Esa gracia resplandeciente del Espíritu Santo nos fue concedido a todos nosotros, fieles de Cristo, en el sacramento del bautismo. Ella ha sido sellada a través de la unción efectuada con el santo aceite sobre las diversas partes de nuestro cuerpo según lo prescripto por la Santa Iglesia, depositaria eterna de esta gracia. Se dice: "El sello del don del Espíritu Santo."
Ahora bien ¿sobre qué depositamos nuestros sellos si no sobre aquellos recipientes cuyo contenido nos es particularmente precioso? ¿Y qué hay más precioso en el mundo y más sagrado que los dones del Espíritu Santo enviados desde lo alto por el sacramento del bautismo?

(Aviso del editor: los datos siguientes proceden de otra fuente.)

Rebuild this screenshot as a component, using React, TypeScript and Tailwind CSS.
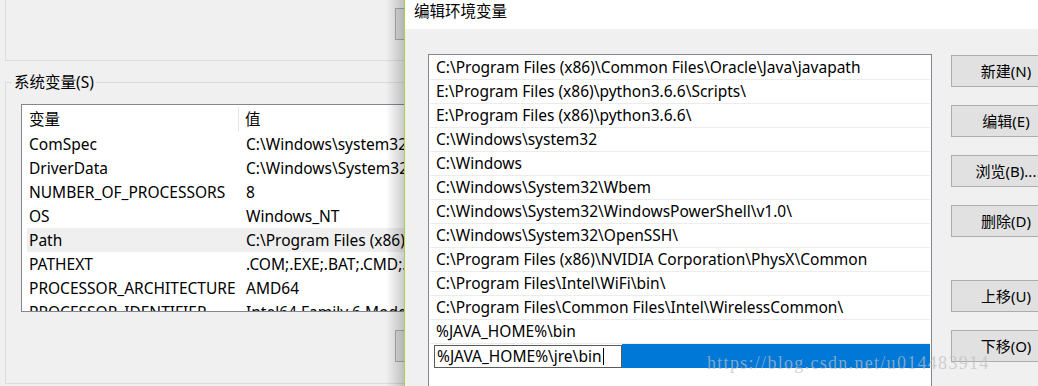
import React from "react";

const sysVars: [string, string][] = [
  ["ComSpec", "C:\\Windows\\system32\\cmd.exe"],
  ["DriverData", "C:\\Windows\\System32\\Drivers\\DriverData"],
  ["NUMBER_OF_PROCESSORS", "8"],
  ["OS", "Windows_NT"],
  ["Path", "C:\\Program Files (x86)\\Common Files\\Oracle"],
  ["PATHEXT", ".COM;.EXE;.BAT;.CMD;.VBS;.VBE"],
  ["PROCESSOR_ARCHITECTURE", "AMD64"],
  ["PROCESSOR_IDENTIFIER", "Intel64 Family 6 Model 158"],
];

const paths = [
  "C:\\Program Files (x86)\\Common Files\\Oracle\\Java\\javapath",
  "E:\\Program Files (x86)\\python3.6.6\\Scripts\\",
  "E:\\Program Files (x86)\\python3.6.6\\",
  "C:\\Windows\\system32",
  "C:\\Windows",
  "C:\\Windows\\System32\\Wbem",
  "C:\\Windows\\System32\\WindowsPowerShell\\v1.0\\",
  "C:\\Windows\\System32\\OpenSSH\\",
  "C:\\Program Files (x86)\\NVIDIA Corporation\\PhysX\\Common",
  "C:\\Program Files\\Intel\\WiFi\\bin\\",
  "C:\\Program Files\\Common Files\\Intel\\WirelessCommon\\",
  "%JAVA_HOME%\\bin",
];

function WinButton({ label, className = "" }: { label: string; className?: string }) {
  return (
    <div
      className={`flex h-[32px] w-[110px] shrink-0 items-center justify-center border border-[#adadad] bg-[#e1e1e1] text-[15px] text-black ${className}`}
    >
      {label}
    </div>
  );
}

function EnvVarsWindow() {
  return (
    <div className="relative h-full w-[404px] shrink-0 overflow-hidden bg-[#f0f0f0]">
      <div className="w-[480px]">
        {/* user variables group (bottom part) */}
        <div className="ml-[5px] h-[61px] border-b border-l border-[#dcdcdc] pt-[8px]">
          <div className="ml-[389px] h-[32px] w-[80px] border border-[#adadad] bg-[#e1e1e1]" />
        </div>

        <fieldset className="mt-[11px] ml-[5px] h-[312px] border border-r-0 border-[#dcdcdc] pl-[15px]">
          <legend className="-ml-[9px] px-[2px] text-[15.5px] leading-[20px] text-black">系统变量(S)</legend>
          <div className="mt-[12px] h-[208px] overflow-hidden border border-r-0 border-[#828790] bg-white text-[15.5px] text-black">
            <div className="flex h-[27px] items-center pt-[2px]">
              <div className="flex h-full w-[217px] items-center border-r border-[#e5e5e5] pl-[7px]">变量</div>
              <div className="pl-[6px]">值</div>
            </div>
            {sysVars.map(([name, value]) => (
              <div
                key={name}
                className={`mx-[5px] flex h-[24px] items-center pt-[2px] whitespace-nowrap ${name === "Path" ? "bg-[#efefef]" : ""}`}
              >
                <div className="w-[218px] shrink-0 pl-[2px]">{name}</div>
                <div className="pl-[1px]">{value}</div>
              </div>
            ))}
          </div>
          <div className="mt-[18px] ml-[374px] h-[32px] w-[80px] border border-[#adadad] bg-[#e1e1e1]" />
        </fieldset>
      </div>
      <div className="absolute inset-y-0 right-0 w-[18px] bg-gradient-to-r from-transparent to-black/20" />
    </div>
  );
}

function EditDialog() {
  return (
    <div className="flex h-full min-w-0 flex-1 flex-col overflow-hidden border-l border-[#a9cf4a] bg-[#f0f0f0]">
      <div className="h-[29px] shrink-0 bg-white pl-[9px] text-[15.5px] leading-[22px] text-black">编辑环境变量</div>
      <div className="flex flex-1 pt-[25px] pl-[23px]">
        <div className="h-[400px] w-[504px] shrink-0 border border-[#828790] bg-white p-[1px] text-[15.5px] text-black">
          {paths.map((p) => (
            <div key={p} className="flex h-[24px] items-center border-b border-[#ececec] pt-[1px] pl-[6px] whitespace-nowrap">
              {p}
            </div>
          ))}
          <div className="flex h-[24px]">
            <div className="mt-[1px] ml-[4px] flex h-[23px] w-[188px] items-center border border-[#5a5a5a] bg-white pl-[2px] whitespace-nowrap">
              %JAVA_HOME%\jre\bin
              <span className="ml-[1px] inline-block h-[17px] w-px bg-black" />
            </div>
            <div className="h-[24px] flex-1 bg-[#0078d7]" />
          </div>
        </div>
        <div className="ml-[19px] flex flex-col pt-[1px]">
          <WinButton label="新建(N)" />
          <WinButton label="编辑(E)" className="mt-[18px]" />
          <WinButton label="浏览(B)..." className="mt-[18px]" />
          <WinButton label="删除(D)" className="mt-[18px]" />
          <WinButton label="上移(U)" className="mt-[43px]" />
          <WinButton label="下移(O)" className="mt-[18px]" />
        </div>
      </div>
    </div>
  );
}

export default function App() {
  return (
    <div className="relative flex h-[386px] w-[1038px] overflow-hidden font-['Noto_Sans','Noto_Sans_CJK_SC',sans-serif]">
      <EnvVarsWindow />
      <EditDialog />
      {/* blog watermark over the screenshot */}
      <div className="pointer-events-none absolute top-[350px] left-[707px] font-['Liberation_Serif',serif] text-[18px] tracking-[1.3px] whitespace-nowrap text-[#bebebe]/70">
        https://blog.csdn.net/u014483914
      </div>
    </div>
  );
}
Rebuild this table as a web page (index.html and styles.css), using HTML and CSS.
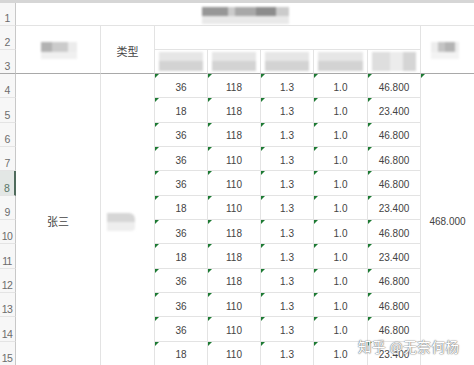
FILE: index.html
```html
<!DOCTYPE html>
<html lang="zh">
<head>
<meta charset="utf-8">
<title>Sheet</title>
<link rel="stylesheet" href="styles.css">
</head>
<body>
<div class="sheet">
  <div class="band"></div>

  <div class="c rh">1</div>
  <div class="c title"><span class="blur blur-title"></span></div>

  <div class="c rh">2</div>
  <div class="c name-h r3"><span class="blur blur-name"></span></div>
  <div class="c type-h r3">类型</div>
  <div class="c group-h"></div>
  <div class="c total-h r3"><span class="blur blur-total"></span></div>

  <div class="c rh r3">3</div>
  <div class="c sub r3"><span class="blur blur-sub"></span></div>
  <div class="c sub r3"><span class="blur blur-sub"></span></div>
  <div class="c sub r3"><span class="blur blur-sub"></span></div>
  <div class="c sub r3"><span class="blur blur-sub"></span></div>
  <div class="c sub r3"><span class="blur blur-sub light"></span></div>

  <div class="c rh">4</div>
  <div class="c name">张三</div>
  <div class="c type"><span class="blur blur-type"></span></div>
  <div class="c n">36</div><div class="c n">118</div><div class="c n">1.3</div><div class="c n">1.0</div><div class="c n">46.800</div>
  <div class="c n total">468.000</div>

  <div class="c rh">5</div>
  <div class="c n">18</div><div class="c n">118</div><div class="c n">1.3</div><div class="c n">1.0</div><div class="c n">23.400</div>

  <div class="c rh">6</div>
  <div class="c n">36</div><div class="c n">118</div><div class="c n">1.3</div><div class="c n">1.0</div><div class="c n">46.800</div>

  <div class="c rh">7</div>
  <div class="c n">36</div><div class="c n">110</div><div class="c n">1.3</div><div class="c n">1.0</div><div class="c n">46.800</div>

  <div class="c rh sel">8</div>
  <div class="c n">36</div><div class="c n">110</div><div class="c n">1.3</div><div class="c n">1.0</div><div class="c n">46.800</div>

  <div class="c rh">9</div>
  <div class="c n">18</div><div class="c n">110</div><div class="c n">1.3</div><div class="c n">1.0</div><div class="c n">23.400</div>

  <div class="c rh">10</div>
  <div class="c n">36</div><div class="c n">118</div><div class="c n">1.3</div><div class="c n">1.0</div><div class="c n">46.800</div>

  <div class="c rh">11</div>
  <div class="c n">18</div><div class="c n">118</div><div class="c n">1.3</div><div class="c n">1.0</div><div class="c n">23.400</div>

  <div class="c rh">12</div>
  <div class="c n">36</div><div class="c n">118</div><div class="c n">1.3</div><div class="c n">1.0</div><div class="c n">46.800</div>

  <div class="c rh">13</div>
  <div class="c n">36</div><div class="c n">110</div><div class="c n">1.3</div><div class="c n">1.0</div><div class="c n">46.800</div>

  <div class="c rh">14</div>
  <div class="c n">36</div><div class="c n">110</div><div class="c n">1.3</div><div class="c n">1.0</div><div class="c n">46.800</div>

  <div class="c rh">15</div>
  <div class="c n">18</div><div class="c n">110</div><div class="c n">1.3</div><div class="c n">1.0</div><div class="c n">23.400</div>
</div>
<div class="watermark">知乎 @无奈何杨</div>
</body>
</html>
```

FILE: styles.css
```css
* { box-sizing: border-box; margin: 0; padding: 0; }
html, body { background: #fff; }
body {
  width: 474px;
  height: 365px;
  overflow: hidden;
  position: relative;
  font-family: "Liberation Sans", Arial, "Noto Sans CJK SC", sans-serif;
}
.sheet {
  display: grid;
  grid-template-columns: 16px 85px 54px 53px 53px 53px 54px 53px 53px;
  grid-template-rows: 3px 23px 24px 24px repeat(12, 24.33px);
}
.band { grid-column: 1 / -1; background: #d6d6d6; }

.c {
  position: relative;
  display: flex;
  align-items: center;
  justify-content: center;
  border-right: 1px solid #e3e3e3;
  border-bottom: 1px solid #e3e3e3;
  color: #444;
  font-size: 10px;
}
.rh {
  grid-column: 1;
  background: #f7f7f7;
  border-right-color: #c8c8c8;
  border-bottom-color: #e4e4e4;
  color: #6c6c6c;
  font-size: 10.5px;
  letter-spacing: -0.6px;
  align-items: flex-end;
  padding-bottom: 1px;
  padding-right: 1px;
}
.rh.sel {
  background: #e3e7e5;
  color: #587565;
  border-right: 2px solid #4f6b5c;
}
.r3 { border-bottom-color: #a9a9a9; }

.title { grid-column: 2 / -1; border-right: none; }
.name-h { grid-row: span 2; }
.type-h {
  grid-row: span 2;
  font-family: "Noto Sans CJK SC", sans-serif;
  font-size: 11px;
  color: #444;
  padding-top: 3px;
}
.group-h { grid-column: span 5; }
.total-h { grid-row: span 2; border-right: none; }

.name {
  grid-row: span 12;
  font-family: "Noto Sans CJK SC", sans-serif;
  font-size: 11px;
  color: #444;
  padding-top: 2px;
  border-bottom: none;
}
.type { grid-row: span 12; border-bottom: none; }
.total { grid-row: span 12; border-right: none; border-bottom: none; }

.n { padding-top: 3px; }
.n::before {
  content: "";
  position: absolute;
  top: 0;
  left: 0;
  border-top: 4px solid #1d7a33;
  border-right: 4px solid transparent;
}

.blur { display: block; filter: blur(0.8px); }
.blur-title {
  width: 87px;
  height: 17px;
  margin-top: 2px;
  background:
    linear-gradient(to right, #979797 0 30%, #cbcbcb 30% 38%, #a8a8a8 38% 62%, #8c8c8c 62% 85%, #cbcbcb 85%) top / 100% 55% no-repeat,
    #e9e9e9;
}
.blur-name {
  width: 36px;
  height: 17px;
  margin-top: 2px;
  margin-left: 2px;
  background:
    linear-gradient(to right, #b2b2b2 0 30%, #cbcbcb 30% 75%, #ececec 75%) top / 100% 58% no-repeat,
    #f0f0f0;
}
.blur-total {
  width: 28px;
  height: 17px;
  margin-top: 2px;
  margin-left: -6px;
  background:
    linear-gradient(to right, #ededed 0 25%, #c4c4c4 25% 50%, #b4b4b4 50% 85%, #ededed 85%) top / 100% 58% no-repeat,
    #f3f3f3;
}
.sub { padding: 0 4px; }
.blur-sub {
  width: 100%;
  height: 19px;
  background: linear-gradient(to bottom, #e6e6e6 0 45%, #d3d3d3 45%);
}
.blur-sub.light {
  background: linear-gradient(to right, #dedede 0 40%, #ececec 40% 70%, #d5d5d5 70%);
}
.blur-type {
  width: 28px;
  height: 18px;
  margin-left: -14px;
  margin-top: 4px;
  border-radius: 0 6px 4px 0;
  background: linear-gradient(to bottom, #d6d6d6 0 50%, #eeeeee 50%);
}

.watermark {
  position: absolute;
  left: 358px;
  top: 336px;
  font-family: "Noto Sans CJK SC", sans-serif;
  font-size: 13.5px;
  letter-spacing: 0.6px;
  color: #fff;
  text-shadow: 0 0 1px #7a7a7a, 0 0 1px #7a7a7a, 0 0 2px #a0a0a0;
  white-space: nowrap;
}
```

Esta gracia bautismal es tan excelsa, tan importante, tan vivificante para el hombre que incluso, si él se torna herético, ella no le es quitada hasta su muerte, es decir hasta el término de su vida temporal fijada por la Providencia, a fin de darle una oportunidad de corregirse. Si no pecáramos, permaneceríamos siempre como los servidores de Dios, santos e inmaculados, extraños a toda impureza del cuerpo y del espíritu. Lo desgraciado es que, avanzando en edad, no crecemos en sabiduría y gracia como lo hacía Nuestro Señor Jesucristo (Lc. 2:52), sino que, al contrario, nos pervertimos más y más y nos tornamos, privados del Espíritu Santo, en grandes y abominables pecadores.